Instead of fighting terrorists, the Pakistan Army is busy carving out the country for its own benefit.
After usurping vast swathes of land in Punjab and South Waziristan, the Army is now set to take over 70,000 acres in Sindh. Such an unprecedented spree of land grab will reaffirm the army’s position as the biggest landlord in Pakistan and, as once a high court judge had remarked, the biggest land grabber.
Wayback in 2015, Sindh was forced to give away 9000 acres of land to the army reportedly to be redistributed to the families of martyrs and military personnel. The army’s demand was 35,521 acres. Now it gets double the amount because the interim government in Sindh is under its control.
It is not really known whether the army will get more land at a later date. The army plans to start different projects including fish farming through joint ventures. The Sindh government will transfer over 28,000 acres in Khairpur, 11,000 acres in Keti Bandar, 3,400 acres in Shah Bandar and 1,000 acres of land in Badin.
The cost of the land being transferred will be over several billion rupees.
In times of poverty and distress across the country, the land bank of the army has increased more than what noted analyst Ayesha Siddiqa had calculated in her classic work on Pakistan army’s business ventures as 12 percent of the total land in the country. In May 2002, the Lahore High Court, ruling on a petition against Defence Housing Authority, another real estate venture of the Fauji Foundation, had called the army as the biggest land grabber in the country.
The land grab project of the army now has a new cover–Special Investment Facilitation Council set up during the Shahbaz Sharif’s stop-gap government. The chief facilitator was Army chief, General Asim Munir. The army is all over the council with the army chief being a member of its apex committee and the army itself serving as the national coordinator for both the apex and executive committees. An army official will also be the director general of the body’s implementation committee. General Munir projected it as his intervention to set the economy in doldrum right. In effect, it was the army’s move to counter any legal hassles since the Lahore High Court had rejected the government’s move to hand over 40000 acres of land in Punjab to the army. The government found a devious way to do it anyway and one such mechanism was the council.
The council, set up in June 2023, has, however, failed to attract much foreign investment although the government had claimed that it expected 60 billion rupees of investment in the near future. A noted think tank, the Policy Research Institute of Market Economy (PRME), had recently cautioned that “the inclusion of the military in economic decision-making without the requisite expertise could not only destabilise the country but also lead to the failure of key initiatives.” The report said the council was likely to fail in achieving its objective target of investment.
The only success the army could point out has been to acquire thousands of acres of land which can, in the name of corporate farming, be used to parcel out to foreign investors. After Punjab and Waziristan, the army has turned its attention to Sindh for land under the name of joint venture projects
. There is a great hurry to survey land available so that transfer could take place soon. The interim governments at the provincial level or federal level have not bothered to seek the opinion of the people of Sindh.

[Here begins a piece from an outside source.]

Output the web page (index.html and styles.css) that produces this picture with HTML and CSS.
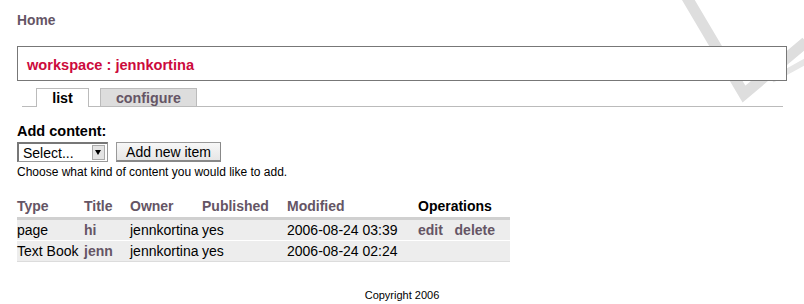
FILE: index.html
```html
<!DOCTYPE html>
<html>
<head>
<meta charset="utf-8">
<link rel="stylesheet" href="styles.css">
</head>
<body>
<svg class="deco" width="140" height="110" viewBox="0 0 140 110">
  <polyline points="10,-4 68,94 130,42" fill="none" stroke="#dedede" stroke-width="11"/>
  <polyline points="96,80 132,60" fill="none" stroke="#e6e6e6" stroke-width="6"/>
</svg>
<div class="page">
  <div class="breadcrumb"><a href="#">Home</a></div>
  <div class="titlebox"><h1>workspace : jennkortina</h1></div>
  <div class="tabs">
    <span class="tab active">list</span>
    <span class="tab">configure</span>
  </div>
  <div class="addcontent">
    <div class="label">Add content:</div>
    <div class="controls">
      <div class="select"><span>Select...</span><span class="arrow"></span></div>
      <button class="btn">Add new item</button>
    </div>
    <div class="desc">Choose what kind of content you would like to add.</div>
  </div>
  <table class="items">
    <colgroup>
      <col class="c1"><col class="c2"><col class="c3"><col class="c4"><col class="c5"><col class="c6">
    </colgroup>
    <thead>
      <tr><th>Type</th><th>Title</th><th>Owner</th><th>Published</th><th>Modified</th><th class="ops">Operations</th></tr>
    </thead>
    <tbody>
      <tr><td>page</td><td><a href="#">hi</a></td><td>jennkortina</td><td>yes</td><td>2006-08-24 03:39</td><td><a href="#">edit</a>&nbsp;&nbsp;&nbsp;<a href="#">delete</a></td></tr>
      <tr><td>Text Book</td><td><a href="#">jenn</a></td><td>jennkortina</td><td>yes</td><td>2006-08-24 02:24</td><td></td></tr>
    </tbody>
  </table>
  <div class="footer">Copyright 2006</div>
</div>
</body>
</html>
```
FILE: styles.css
```css
html, body {
  margin: 0;
  padding: 0;
  background: #fff;
}
body {
  font-family: "Liberation Sans", Arial, sans-serif;
  color: #000;
  position: relative;
  width: 804px;
  height: 304px;
  overflow: hidden;
}
.deco {
  position: absolute;
  left: 676px;
  top: 0;
}
.page {
  position: relative;
  padding: 13px 17px 0 17px;
}
a {
  color: #655565;
  text-decoration: none;
  font-weight: bold;
}
.breadcrumb {
  font-size: 13.8px;
  font-weight: bold;
  line-height: 15px;
  height: 15px;
}
.titlebox {
  margin-top: 18px;
  width: 768px;
  height: 33px;
  border: 1px solid #777;
  background: #fff;
  display: flex;
  align-items: center;
}
.titlebox h1 {
  margin: 0 0 0 9px;
  padding-top: 3px;
  font-size: 14.6px;
  font-weight: bold;
  color: #cc0a3c;
}
.tabs {
  margin: 7px 4px 0 5px;
  border-bottom: 1px solid #bbb;
  height: 18px;
  display: flex;
  padding-left: 14px;
  gap: 11px;
}
.tab {
  box-sizing: border-box;
  height: 18px;
  border: 1px solid #bbb;
  border-bottom: none;
  background: #ddd;
  color: #655565;
  font-size: 14.3px;
  font-weight: bold;
  line-height: 18px;
  padding: 0;
  width: 97px;
  text-align: center;
}
.tab.active {
  background: #fff;
  color: #000;
  width: 53px;
  height: 19px;
  margin-bottom: -1px;
}
.addcontent {
  margin-top: 16px;
}
.label {
  font-size: 14.5px;
  font-weight: bold;
  line-height: 17px;
}
.controls {
  display: flex;
  gap: 8px;
  margin-top: 2px;
  height: 20px;
}
.select {
  box-sizing: border-box;
  width: 91px;
  height: 20px;
  border-style: solid;
  border-color: #777 #999 #999 #777;
  border-width: 2px 1px 1px 2px;
  display: flex;
  align-items: center;
  justify-content: space-between;
  font-size: 14px;
  padding-left: 4px;
  padding-right: 2px;
  background: #fff;
}
.arrow {
  width: 11px;
  height: 13px;
  background: #e4e4e4;
  border: 1px solid #aaa;
  position: relative;
}
.arrow::after {
  content: "";
  position: absolute;
  left: 2px;
  top: 4px;
  border-left: 3.5px solid transparent;
  border-right: 3.5px solid transparent;
  border-top: 5px solid #000;
}
.btn {
  box-sizing: border-box;
  width: 105px;
  height: 20px;
  margin: 0;
  padding: 0;
  border: 1px solid #999;
  border-right-color: #888;
  border-bottom: 2px solid #888;
  background: linear-gradient(#f7f7f7, #e6e6e6);
  font-family: "Liberation Sans", Arial, sans-serif;
  font-size: 14px;
  color: #000;
}
.desc {
  font-size: 12px;
  line-height: 14px;
  margin-top: 3px;
}
.items {
  margin-top: 19px;
  border-collapse: collapse;
  width: 493px;
  font-size: 14px;
}
.c1 { width: 67px; }
.c2 { width: 46px; }
.c3 { width: 72px; }
.c4 { width: 85px; }
.c5 { width: 131px; }
.c6 { width: 92px; }
.items th {
  text-align: left;
  color: #655565;
  font-weight: bold;
  padding: 0;
  height: 19px;
  vertical-align: top;
  border-bottom: 3px solid #d0d0d0;
  white-space: nowrap;
}
.items th.ops {
  color: #000;
}
.items td {
  padding: 0;
  height: 20px;
  background: #ededed;
  border-bottom: 1px solid #fff;
  white-space: nowrap;
}
.items tbody tr:last-child td {
  border-bottom: 1px solid #dcdcdc;
}
.footer {
  margin-top: 27px;
  text-align: center;
  font-size: 11px;
}
```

There is a brewing anger among the people against the military and the government over many issues, largely about the partiality of the Punjabi-dominated army and civilian governments against Sindh. In September this year, anger had erupted in Sindh after Pakistan Rangers, a para-military outfit headed by an Army General, killed four residents of Sakrand village. The parceling of land could trigger another round of animosity against the army and government in Sindh.